■ **Given request**: All of the material should be reproduced exactly, with pictures left out.

■ **Available data**:
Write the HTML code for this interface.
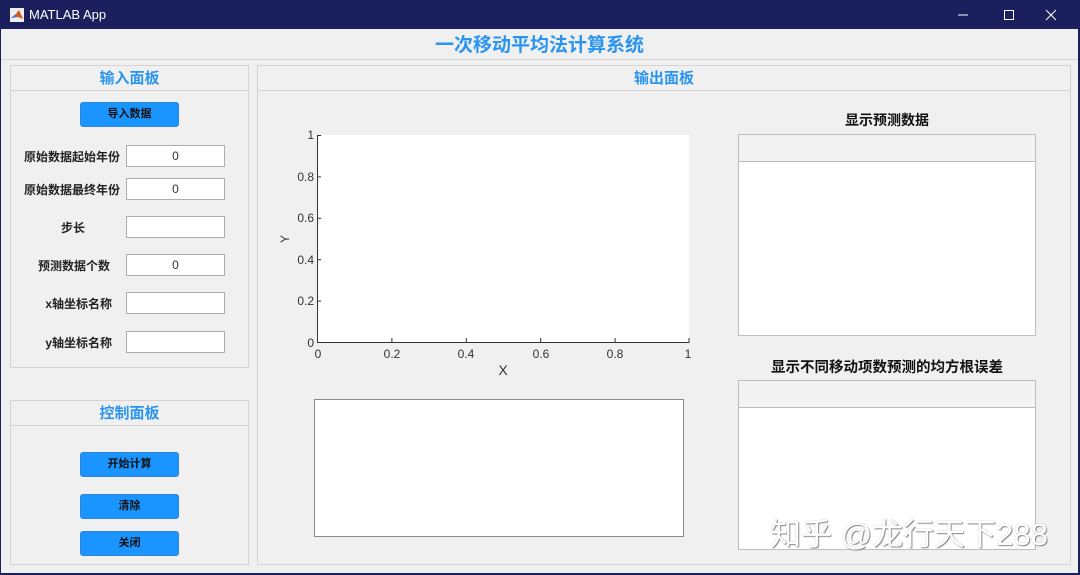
<!DOCTYPE html>
<html><head><meta charset="utf-8"><style>
*{margin:0;padding:0;box-sizing:border-box}
body{width:1080px;height:575px;overflow:hidden;background:#1b1f5e;font-family:"Liberation Sans","Noto Sans CJK SC",sans-serif;position:relative}
.a{position:absolute}
#main{left:1px;top:29px;width:1077px;height:544px;background:#f0f0f0}
.panel{position:absolute;border:1px solid #d4d4d4;background:#f0f0f0}
.ph{position:absolute;left:0;right:0;top:0;height:25px;border-bottom:1px solid #d4d4d4;text-align:center;color:#2a95f0;font-weight:bold;font-size:15px;line-height:25px}
.btn{position:absolute;left:80px;width:99px;height:25px;background:#1a94ff;border:1px solid #2f86d6;border-radius:3px;text-align:center;font-size:11px;font-weight:bold;line-height:23px;color:#111}
.lbl{position:absolute;width:110px;left:10px;text-align:right;font-size:12px;font-weight:bold;color:#222;white-space:nowrap}
.inp{position:absolute;left:126px;width:99px;height:22px;background:#fff;border:1px solid #adadad;text-align:center;font-size:12px;line-height:20px;color:#333}
.tk{font-size:12px;fill:#333;font-family:"Liberation Sans",sans-serif}
</style></head><body>
<div class="a" style="left:10px;top:8px;width:14px;height:14px;background:#eee;"></div>
<svg class="a" style="left:10px;top:8px" width="14" height="14"><path d="M1 10 L6 6 L9 2 L13 11 L8 9 Z" fill="#d9571d"/><path d="M1 10 L6 6 L7 9Z" fill="#3a7bd5"/></svg>
<div class="a" style="left:29px;top:7px;color:#fff;font-size:13px">MATLAB App</div>
<svg class="a" style="left:950px;top:5px" width="120" height="20"><line x1="8" y1="10" x2="18" y2="10" stroke="#fff" stroke-width="1"/><rect x="54.5" y="5.5" width="9" height="9" fill="none" stroke="#fff"/><path d="M96 5 L106 15 M106 5 L96 15" stroke="#fff"/></svg>
<div id="main" class="a">
<div class="a" style="left:0;right:0;top:0;height:31px;border-bottom:1px solid #d4d4d4;text-align:center;color:#2a95f0;font-size:19px;font-weight:bold;line-height:34px">一次移动平均法计算系统</div>
</div>
<div class="panel" style="left:10px;top:65px;width:239px;height:303px"><div class="ph">输入面板</div></div>
<div class="btn" style="top:102px">导入数据</div>
<div class="lbl" style="top:148px">原始数据起始年份</div><div class="inp" style="top:145px">0</div>
<div class="lbl" style="top:181px">原始数据最终年份</div><div class="inp" style="top:178px">0</div>
<div class="lbl" style="top:219px;width:75px">步长</div><div class="inp" style="top:216px"></div>
<div class="lbl" style="top:257px;width:100px">预测数据个数</div><div class="inp" style="top:254px">0</div>
<div class="lbl" style="top:295px;width:102px">x轴坐标名称</div><div class="inp" style="top:292px"></div>
<div class="lbl" style="top:334px;width:102px">y轴坐标名称</div><div class="inp" style="top:331px"></div>
<div class="panel" style="left:10px;top:400px;width:239px;height:165px"><div class="ph">控制面板</div></div>
<div class="btn" style="top:452px">开始计算</div>
<div class="btn" style="top:494px">清除</div>
<div class="btn" style="top:531px">关闭</div>
<div class="panel" style="left:257px;top:65px;width:814px;height:500px"><div class="ph">输出面板</div></div>
<svg class="a" style="left:270px;top:125px" width="440" height="255">
<rect x="47" y="10" width="372" height="207" fill="#fff"/>
<path d="M47.5 10 V217.5 H419.5" fill="none" stroke="#333"/>
<g stroke="#333">
<line x1="47" y1="10.5" x2="51" y2="10.5"/><line x1="47" y1="51.9" x2="51" y2="51.9"/><line x1="47" y1="93.3" x2="51" y2="93.3"/><line x1="47" y1="134.7" x2="51" y2="134.7"/><line x1="47" y1="176.1" x2="51" y2="176.1"/>
<line x1="121.9" y1="217" x2="121.9" y2="213"/><line x1="196.3" y1="217" x2="196.3" y2="213"/><line x1="270.7" y1="217" x2="270.7" y2="213"/><line x1="345.1" y1="217" x2="345.1" y2="213"/><line x1="419" y1="217" x2="419" y2="213"/>
</g>
<g class="tk" text-anchor="end"><text x="44" y="14">1</text><text x="44" y="56">0.8</text><text x="44" y="97">0.6</text><text x="44" y="139">0.4</text><text x="44" y="180">0.2</text><text x="44" y="222">0</text></g>
<g class="tk" text-anchor="middle"><text x="48" y="233">0</text><text x="122" y="233">0.2</text><text x="196" y="233">0.4</text><text x="271" y="233">0.6</text><text x="345" y="233">0.8</text><text x="418" y="233">1</text></g>
<text x="233" y="250" class="tk" style="font-size:14px" text-anchor="middle">X</text>
<text x="0" y="0" class="tk" style="font-size:12px" transform="translate(19,114) rotate(-90)" text-anchor="middle">Y</text>
</svg>
<div class="a" style="left:314px;top:399px;width:370px;height:138px;background:#fff;border:1px solid #8a8a8a"></div>
<div class="a" style="left:738px;top:110px;width:298px;text-align:center;font-size:14px;font-weight:bold;color:#111">显示预测数据</div>
<div class="a" style="left:738px;top:134px;width:298px;height:202px;background:#fff;border:1px solid #bdbdbd"><div style="height:27px;background:#f3f3f3;border-bottom:1px solid #bdbdbd"></div></div>
<div class="a" style="left:720px;top:356px;width:334px;text-align:center;font-size:14.5px;font-weight:bold;color:#111">显示不同移动项数预测的均方根误差</div>
<div class="a" style="left:738px;top:380px;width:298px;height:170px;background:#fff;border:1px solid #bdbdbd"><div style="height:27px;background:#f3f3f3;border-bottom:1px solid #bdbdbd"></div></div>
<div class="a" style="left:770px;top:509px;font-size:31px;color:#fff;text-shadow:1px 1px 1px #888,0 0 1px #aaa;white-space:nowrap">知乎 @龙行天下288</div>
</body></html>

■ **Task answer**:
Write the HTML code for this interface.
<!DOCTYPE html>
<html><head><meta charset="utf-8"><style>
*{margin:0;padding:0;box-sizing:border-box}
body{width:1080px;height:575px;overflow:hidden;background:#1b1f5e;font-family:"Liberation Sans","Noto Sans CJK SC",sans-serif;position:relative}
.a{position:absolute}
#main{left:1px;top:29px;width:1077px;height:544px;background:#f0f0f0}
.panel{position:absolute;border:1px solid #d4d4d4;background:#f0f0f0}
.ph{position:absolute;left:0;right:0;top:0;height:25px;border-bottom:1px solid #d4d4d4;text-align:center;color:#2a95f0;font-weight:bold;font-size:15px;line-height:25px}
.btn{position:absolute;left:80px;width:99px;height:25px;background:#1a94ff;border:1px solid #2f86d6;border-radius:3px;text-align:center;font-size:11px;font-weight:bold;line-height:23px;color:#111}
.lbl{position:absolute;width:110px;left:10px;text-align:right;font-size:12px;font-weight:bold;color:#222;white-space:nowrap}
.inp{position:absolute;left:126px;width:99px;height:22px;background:#fff;border:1px solid #adadad;text-align:center;font-size:12px;line-height:20px;color:#333}
.tk{font-size:12px;fill:#333;font-family:"Liberation Sans",sans-serif}
</style></head><body>
<div class="a" style="left:10px;top:8px;width:14px;height:14px;background:#eee;"></div>
<svg class="a" style="left:10px;top:8px" width="14" height="14"><path d="M1 10 L6 6 L9 2 L13 11 L8 9 Z" fill="#d9571d"/><path d="M1 10 L6 6 L7 9Z" fill="#3a7bd5"/></svg>
<div class="a" style="left:29px;top:7px;color:#fff;font-size:13px">MATLAB App</div>
<svg class="a" style="left:950px;top:5px" width="120" height="20"><line x1="8" y1="10" x2="18" y2="10" stroke="#fff" stroke-width="1"/><rect x="54.5" y="5.5" width="9" height="9" fill="none" stroke="#fff"/><path d="M96 5 L106 15 M106 5 L96 15" stroke="#fff"/></svg>
<div id="main" class="a">
<div class="a" style="left:0;right:0;top:0;height:31px;border-bottom:1px solid #d4d4d4;text-align:center;color:#2a95f0;font-size:19px;font-weight:bold;line-height:34px">一次移动平均法计算系统</div>
</div>
<div class="panel" style="left:10px;top:65px;width:239px;height:303px"><div class="ph">输入面板</div></div>
<div class="btn" style="top:102px">导入数据</div>
<div class="lbl" style="top:148px">原始数据起始年份</div><div class="inp" style="top:145px">0</div>
<div class="lbl" style="top:181px">原始数据最终年份</div><div class="inp" style="top:178px">0</div>
<div class="lbl" style="top:219px;width:75px">步长</div><div class="inp" style="top:216px"></div>
<div class="lbl" style="top:257px;width:100px">预测数据个数</div><div class="inp" style="top:254px">0</div>
<div class="lbl" style="top:295px;width:102px">x轴坐标名称</div><div class="inp" style="top:292px"></div>
<div class="lbl" style="top:334px;width:102px">y轴坐标名称</div><div class="inp" style="top:331px"></div>
<div class="panel" style="left:10px;top:400px;width:239px;height:165px"><div class="ph">控制面板</div></div>
<div class="btn" style="top:452px">开始计算</div>
<div class="btn" style="top:494px">清除</div>
<div class="btn" style="top:531px">关闭</div>
<div class="panel" style="left:257px;top:65px;width:814px;height:500px"><div class="ph">输出面板</div></div>
<svg class="a" style="left:270px;top:125px" width="440" height="255">
<rect x="47" y="10" width="372" height="207" fill="#fff"/>
<path d="M47.5 10 V217.5 H419.5" fill="none" stroke="#333"/>
<g stroke="#333">
<line x1="47" y1="10.5" x2="51" y2="10.5"/><line x1="47" y1="51.9" x2="51" y2="51.9"/><line x1="47" y1="93.3" x2="51" y2="93.3"/><line x1="47" y1="134.7" x2="51" y2="134.7"/><line x1="47" y1="176.1" x2="51" y2="176.1"/>
<line x1="121.9" y1="217" x2="121.9" y2="213"/><line x1="196.3" y1="217" x2="196.3" y2="213"/><line x1="270.7" y1="217" x2="270.7" y2="213"/><line x1="345.1" y1="217" x2="345.1" y2="213"/><line x1="419" y1="217" x2="419" y2="213"/>
</g>
<g class="tk" text-anchor="end"><text x="44" y="14">1</text><text x="44" y="56">0.8</text><text x="44" y="97">0.6</text><text x="44" y="139">0.4</text><text x="44" y="180">0.2</text><text x="44" y="222">0</text></g>
<g class="tk" text-anchor="middle"><text x="48" y="233">0</text><text x="122" y="233">0.2</text><text x="196" y="233">0.4</text><text x="271" y="233">0.6</text><text x="345" y="233">0.8</text><text x="418" y="233">1</text></g>
<text x="233" y="250" class="tk" style="font-size:14px" text-anchor="middle">X</text>
<text x="0" y="0" class="tk" style="font-size:12px" transform="translate(19,114) rotate(-90)" text-anchor="middle">Y</text>
</svg>
<div class="a" style="left:314px;top:399px;width:370px;height:138px;background:#fff;border:1px solid #8a8a8a"></div>
<div class="a" style="left:738px;top:110px;width:298px;text-align:center;font-size:14px;font-weight:bold;color:#111">显示预测数据</div>
<div class="a" style="left:738px;top:134px;width:298px;height:202px;background:#fff;border:1px solid #bdbdbd"><div style="height:27px;background:#f3f3f3;border-bottom:1px solid #bdbdbd"></div></div>
<div class="a" style="left:720px;top:356px;width:334px;text-align:center;font-size:14.5px;font-weight:bold;color:#111">显示不同移动项数预测的均方根误差</div>
<div class="a" style="left:738px;top:380px;width:298px;height:170px;background:#fff;border:1px solid #bdbdbd"><div style="height:27px;background:#f3f3f3;border-bottom:1px solid #bdbdbd"></div></div>
<div class="a" style="left:770px;top:509px;font-size:31px;color:#fff;text-shadow:1px 1px 1px #888,0 0 1px #aaa;white-space:nowrap">知乎 @龙行天下288</div>
</body></html>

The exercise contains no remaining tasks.